Fibonacci search application examples:
Please perform Fibonacci search {1,8, 10, 89, 1000, 1234} on an ordered array, enter a number to see if this number exists in the array, and find the subscript.
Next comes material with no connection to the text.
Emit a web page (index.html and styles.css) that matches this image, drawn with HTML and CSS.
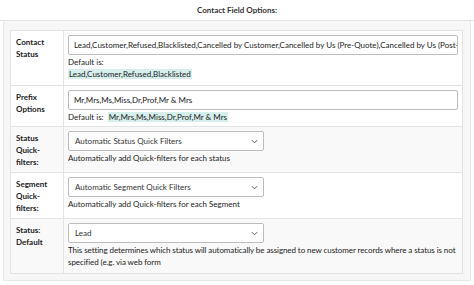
FILE: index.html
```html
<!DOCTYPE html>
<html>
<head>
<meta charset="utf-8">
<link rel="stylesheet" href="styles.css">
</head>
<body>
<div class="title">Contact Field Options:</div>
<div class="panel">
  <table class="opts">
    <colgroup><col class="c-label"><col></colgroup>
    <tr class="r1">
      <th>Contact Status</th>
      <td>
        <div class="input">Lead,Customer,Refused,Blacklisted,Cancelled by Customer,Cancelled by Us (Pre-Quote),Cancelled by Us (Post-Quote)</div>
        <div class="help">Default is:</div>
        <div class="help"><span class="hl">Lead,Customer,Refused,Blacklisted</span></div>
      </td>
    </tr>
    <tr class="r2">
      <th>Prefix Options</th>
      <td>
        <div class="input">Mr,Mrs,Ms,Miss,Dr,Prof,Mr &amp; Mrs</div>
        <div class="help">Default is: &nbsp;<span class="hl">Mr,Mrs,Ms,Miss,Dr,Prof,Mr &amp; Mrs</span></div>
      </td>
    </tr>
    <tr class="r3 alt">
      <th>Status Quick-filters:</th>
      <td>
        <div class="select"><span>Automatic Status Quick Filters</span><svg class="chev" viewBox="0 0 8 5" width="7" height="5"><path d="M1 1 L4 4 L7 1" fill="none" stroke="#555" stroke-width="1.1"/></svg></div>
        <div class="help">Automatically add Quick-filters for each status</div>
      </td>
    </tr>
    <tr class="r4">
      <th>Segment Quick-filters:</th>
      <td>
        <div class="select"><span>Automatic Segment Quick Filters</span><svg class="chev" viewBox="0 0 8 5" width="7" height="5"><path d="M1 1 L4 4 L7 1" fill="none" stroke="#555" stroke-width="1.1"/></svg></div>
        <div class="help">Automatically add Quick-filters for each Segment</div>
      </td>
    </tr>
    <tr class="r5 alt">
      <th>Status: Default</th>
      <td>
        <div class="select"><span>Lead</span><svg class="chev" viewBox="0 0 8 5" width="7" height="5"><path d="M1 1 L4 4 L7 1" fill="none" stroke="#555" stroke-width="1.1"/></svg></div>
        <div class="help long">This setting determines which status will automatically be assigned to new customer records where a status is not<br>specified (e.g. via web form</div>
      </td>
    </tr>
  </table>
</div>
</body>
</html>
```
FILE: styles.css
```css
html, body {
  margin: 0;
  padding: 0;
  background: #fff;
  font-family: Lato, "Liberation Sans", sans-serif;
  color: #222;
}
.title {
  height: 21px;
  line-height: 20px;
  text-align: center;
  font-weight: bold;
  font-size: 8px;
  color: #333;
  border-bottom: 1px solid #e2e2e2;
  box-sizing: border-box;
}
.panel {
  margin: 0 3px;
  padding: 9px 7px 16px 6px;
  background: #f7f7f7;
  border-left: 1px solid #e8e8e8;
  border-right: 1px solid #e8e8e8;
  border-bottom: 1px solid #e8e8e8;
  height: 260px;
  box-sizing: border-box;
}
.opts {
  width: 100%;
  table-layout: fixed;
  border-collapse: collapse;
  background: #fff;
  border: 1px solid #dcdcdc;
}
.c-label {
  width: 53px;
}
.opts th, .opts td {
  border: 1px solid #e3e3e3;
  vertical-align: top;
  text-align: left;
}
.opts th {
  padding: 5px 5px 4px 5px;
  font-size: 8px;
  line-height: 12px;
  font-weight: bold;
  color: #222;
}
.opts td {
  padding: 4px 4px 5px 4px;
  font-size: 8px;
  color: #222;
}
.r2 td {
  padding-bottom: 3px;
}
.alt th, .alt td {
  background: #f9f9f9;
}
.input {
  height: 20px;
  box-sizing: border-box;
  border: 1px solid #bdbdbd;
  border-radius: 2px;
  background: #fff;
  padding: 0 5px;
  line-height: 18px;
  font-size: 8px;
  white-space: nowrap;
  overflow: hidden;
  color: #222;
}
.select {
  width: 196px;
  height: 20px;
  box-sizing: border-box;
  border: 1px solid #bdbdbd;
  border-radius: 2px;
  background: #fff;
  padding: 0 5px 0 6px;
  display: flex;
  align-items: center;
  justify-content: space-between;
  font-size: 8px;
  color: #333;
}
.help {
  line-height: 12px;
  margin-top: 1px;
  white-space: nowrap;
}
.help.long {
  letter-spacing: -0.08px;
}
.help + .help {
  margin-top: 0;
}
.hl {
  background: #d6efec;
  padding: 0 1px;
}
```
If not, it will prompt "No This number".
Code
package search;
import java.util.Arrays;
public class FibonacciSearch {
public static int maxSize = 20;
public static void main(String[] args) {
int[] arr = {
1, 8, 10, 89, 1000, 1234};
System.out.println(fibSearch(arr,879));
}
// 因为后面我们mid = low +F(k-1)-1
// 需要使用斐波那契数列,因此我们需要先获取到一个斐波那契数列
// 使用非递归方式得到一个斐波那契数列
public static int[] fib() {
int[] f = new int[maxSize];
f[0] = 1;
f[1] = 1;
for (int i = 2; i < maxSize; i++) {
f[i] = f[i - 1] + f[i - 2];
}
return f;
}
/**
* 使用非递归方式编写斐波那契查找算法
*
* @param a 数组
* @param key 我们需要查找的关键码(值)
* @return 找到返回下标,没有返回-1
*/
public static int fibSearch(int[] a, int key) {
int low = 0;
int high = a.length - 1;
int k = 0; // 表示斐波那契分割数值的下标
int mid = 0; // 存放mid值
int[] f = fib(); // 获取到斐波那契序列
// 获取到斐波那契分割树枝的下标
while (high > f[k] - 1) {
k++;
}
// 因为f[k]的值可能大于数组a的长度,因此我们需要使用Arrays类,构造一个新的数组,并指向temp[]
// 不足的部分会使用0填充
int[] temp = Arrays.copyOf(a, f[k]);
// 实际上不能用0填充,需要使用a数组最后的数填充temp
for (int i = high + 1; i < temp.length; i++) {
temp[i] = a[high];
}
// 使用while循环来处理,找到数key
while (low <= high) {
// 只要条件满足,就一直找
mid = low + f[k - 1] - 1;
if (key < temp[mid]) {
// 我们应该继续向数组前面查找(左边)
high = mid - 1;
// 为什么k--?
// 说明
// 1. 全部元素 = 前面的元素 + 后面的元素
// 2. f[k] = f[k-1] + f[k-2]
// 因为前面有f[k-1]个元素,所以我们可以继续拆分f[k-1] = f[k-2] + f[k-3]
// 即在f[k-1]的前面继续查找 k--
// 即下次mid = f[k-1-1] -1
k--;
} else if (key > temp[mid]) {
low = mid + 1;
// 为什么k-=2
// 说明
// 1. 全部元素 = 前面的元素 + 后面的元素
// 2. f[k] = f[k-1] + f[k-2]
// 3. 因为后面有f[k-2]个元素,所以可以继续拆分f[k-1] = f[k-3] + f[k-4]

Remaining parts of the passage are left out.